Levin is “one of the founders of the evidence-based education approach,” which emphasizes that “‘science for policy’ should be based on the best available scientific evidence,” writes Henriette Maassen van den Brink, Professor of Evidence Based Education at Maastricht and Director of the Top Institute for Evidence Based Education Research, in the January 2011 issue of Maastrich University Magazine. “Professor Levin’s teaching style mirrors his research practice: he focuses not on the technical sophistication or novelty of the research but on its more straightforward meaning in the real world.”

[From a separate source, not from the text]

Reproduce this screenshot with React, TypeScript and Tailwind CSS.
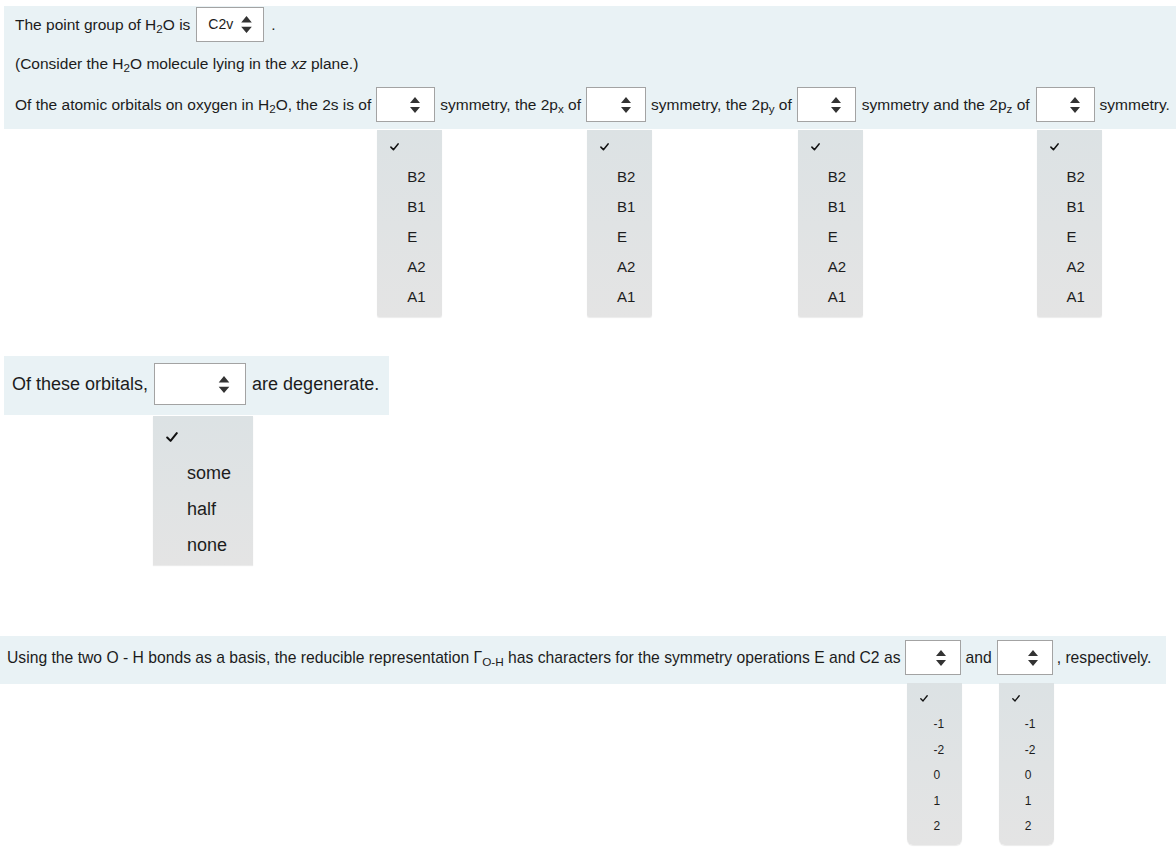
import React from 'react';

const font = { fontFamily: '"Liberation Sans", Arial, Helvetica, sans-serif' };

const Arrows = ({ w = 10, h = 16 }: { w?: number; h?: number }) => (
  <svg width={w} height={h} viewBox="0 0 10 16" className="shrink-0">
    <path d="M5 0 L10 6 H0 Z M0 10 H10 L5 16 Z" fill="#333" />
  </svg>
);

const Check = ({ size = 9 }: { size?: number }) => (
  <svg width={size} height={size * 0.85} viewBox="0 0 10 8.5" className="shrink-0">
    <path d="M1 4.6 L3.8 7.4 L9 1" fill="none" stroke="#111" strokeWidth="1.7" strokeLinecap="round" strokeLinejoin="round" />
  </svg>
);

type MenuCfg = {
  items: string[];
  left: string;
  top: string;
  width: string;
  itemH: string;
  text: string;
  pad: string;
  checkPl: string;
  textPl: string;
  check: number;
  rounded?: string;
};

const Menu = ({ m }: { m: MenuCfg }) => (
  <div className={`absolute z-10 bg-linear-to-b from-[#dce2e4] to-[#e4e4e4] shadow-[0_1px_1px_rgba(0,0,0,0.08)] ${m.left} ${m.top} ${m.width} ${m.pad} ${m.rounded ?? ''}`}>
    <div className={`flex items-center ${m.itemH} ${m.checkPl}`}>
      <Check size={m.check} />
    </div>
    {m.items.map(it => (
      <div key={it} className={`flex items-center ${m.itemH} ${m.textPl} ${m.text} text-[#1d1d1d]`}>{it}</div>
    ))}
  </div>
);

const Sel = ({ box, arrow, value, valueCls, menu }: { box: string; arrow: [number, number]; value?: string; valueCls?: string; menu?: MenuCfg }) => (
  <span className="relative inline-flex shrink-0">
    <span className={`inline-flex items-center bg-white border border-[#a3a3a3] ${box}`}>
      {value && <span className={valueCls}>{value}</span>}
      <span className="flex-1" />
      <Arrows w={arrow[0]} h={arrow[1]} />
    </span>
    {menu && <Menu m={menu} />}
  </span>
);

const symMenu: MenuCfg = {
  items: ['B2', 'B1', 'E', 'A2', 'A1'],
  left: 'left-[1px]',
  top: 'top-[43px]',
  width: 'w-[65px]',
  itemH: 'h-[30px]',
  text: 'text-[15px]',
  pad: 'pt-[2px] pb-[5px]',
  checkPl: 'pl-[13px]',
  textPl: 'pl-[30px]',
  check: 9,
  rounded: 'rounded-b-[2px]',
};

const charMenu: MenuCfg = {
  items: ['-1', '-2', '0', '1', '2'],
  left: 'left-[2px]',
  top: 'top-[43px]',
  width: 'w-[55px]',
  itemH: 'h-[25.5px]',
  text: 'text-[12px]',
  pad: 'pt-[3px] pb-[6px]',
  checkPl: 'pl-[13px]',
  textPl: 'pl-[26px]',
  check: 8,
  rounded: 'rounded-b-[6px]',
};

const degMenu: MenuCfg = {
  items: ['some', 'half', 'none'],
  left: 'left-[-1px]',
  top: 'top-[53px]',
  width: 'w-[100px]',
  itemH: 'h-[36px]',
  text: 'text-[18px]',
  pad: 'pt-[3px] pb-[2px]',
  checkPl: 'pl-[13px]',
  textPl: 'pl-[34px]',
  check: 12,
};

export default function App() {
  return (
    <div className="min-h-[866px] w-[1176px] bg-white text-[#1c1c1c] overflow-hidden" style={font}>
      {/* section 1 */}
      <div className="ml-[4px] mt-[6px] bg-[#e9f2f5] pl-[11px] pt-[1px] pb-[7px] text-[15.5px]">
        <div className="flex items-center h-[35px]">
          <span>The point group of H<sub>2</sub>O is</span>
          <span className="ml-[6px]">
            <Sel box="w-[68px] h-[35px] pl-[11px] pr-[10px]" arrow={[13, 17]} value="C2v" valueCls="text-[14px]" />
          </span>
          <span className="ml-[7px]">.</span>
        </div>
        <div className="mt-[12px] h-[20px] flex items-center">
          <span>(Consider the H<sub>2</sub>O molecule lying in the <i>xz</i> plane.)</span>
        </div>
        <div className="mt-[13px] flex items-center h-[35px] whitespace-nowrap">
          <span>Of the atomic orbitals on oxygen in H<sub>2</sub>O, the 2s is of</span>
          <span className="ml-[5px]"><Sel box="w-[59px] h-[35px] pr-[14px]" arrow={[10, 16]} menu={symMenu} /></span>
          <span className="ml-[5px]">symmetry, the 2p<sub>x</sub> of</span>
          <span className="ml-[5px]"><Sel box="w-[60px] h-[35px] pr-[14px]" arrow={[10, 16]} menu={symMenu} /></span>
          <span className="ml-[5px]">symmetry, the 2p<sub>y</sub> of</span>
          <span className="ml-[5px]"><Sel box="w-[59px] h-[35px] pr-[14px]" arrow={[10, 16]} menu={symMenu} /></span>
          <span className="ml-[6px]">symmetry and the 2p<sub>z</sub> of</span>
          <span className="ml-[6px]"><Sel box="w-[59px] h-[35px] pr-[14px]" arrow={[10, 16]} menu={symMenu} /></span>
          <span className="ml-[5px]">symmetry.</span>
        </div>
      </div>

      {/* section 2 */}
      <div className="ml-[4px] mt-[227px] inline-flex items-center bg-[#e9f2f5] pl-[8px] pr-[10px] pt-[7px] pb-[10px] text-[18px]">
        <span>Of these orbitals,</span>
        <span className="ml-[6px]"><Sel box="w-[92px] h-[42px] pr-[14px]" arrow={[14, 17]} menu={degMenu} /></span>
        <span className="ml-[6px]">are degenerate.</span>
      </div>

      {/* section 3 */}
      <div className="mt-[221px] w-[1166px] flex items-center bg-[#e9f2f5] pl-[7px] pt-[4px] pb-[9px] text-[15.7px] whitespace-nowrap">
        <span>Using the two O - H bonds as a basis, the reducible representation Γ<sub>O-H</sub> has characters for the symmetry operations E and C2 as</span>
        <span className="ml-[5px]"><Sel box="w-[56px] h-[35px] pr-[14px]" arrow={[10, 16]} menu={charMenu} /></span>
        <span className="ml-[4px]">and</span>
        <span className="ml-[5px]"><Sel box="w-[56px] h-[35px] pr-[14px]" arrow={[10, 16]} menu={charMenu} /></span>
        <span className="ml-[4px]">, respectively.</span>
      </div>
    </div>
  );
}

Levin is the founding director of both the National Center for the Study of Privatization in Education and the Center for Benefit Cost Studies of Education. In the early 1970s, he prepared a major report for a Senate sub-committee, chaired by future U.S. Vice President Walter Mondale, on the costs to the United States of inadequate education. In 2005, he chaired a major symposium at TC, “The Social Costs of Inadequate Education,” which presented evidence that the lifetime earnings loss associated with dropping out of high school is $260,000. Two years later, he led a study that found that U.S. taxpayers could reap $45 billion in annual savings if the number of high school dropouts were cut in half using five proven educational strategies. The savings would be achieved via extra tax revenues, reduced costs of public health, crime and justice, and decreased welfare payments.
Levin is the author of numerous books, including Privatizing Educational Choice, co-authored with Clive Belfield. Belfield, and Cost-Effectiveness and Educational Policy, co-edited with Patrick J. McEwan. From 1986-2000, Levin served as the Director of the Accelerated Schools Project, national school reform initiative for accelerating the education of at-risk youngsters. At its height, the project reached more than 1,000 Accelerated elementary and secondary schools in some 40 states, with 50 schools in Hong Kong.
In 1992 Levin received the Charles A. Dana Award for Pioneering Contributions to Education.
Receiving honorary doctorates along with Levin were Alfred Goldberg, Professor of Cell Biology at Harvard Medical School; Philip Alston, John Norton Pomeroy Professor of Law at New York University; A. Parsu Parasuraman, Professor of Marketing and James W. McLamore Chair at the University of Miami’s School of Business Administration; Beate Kohler-Koch, Emeritus Professor of International Relatinos and European Integration, of the University of Mannheim; and Kamil Ugurbil, Professor, Department of Radiology, Neuroscience and Medicine, and holder of the McKnight Preside3ntial Endowed Chair of Radiology at the University of Minnesota.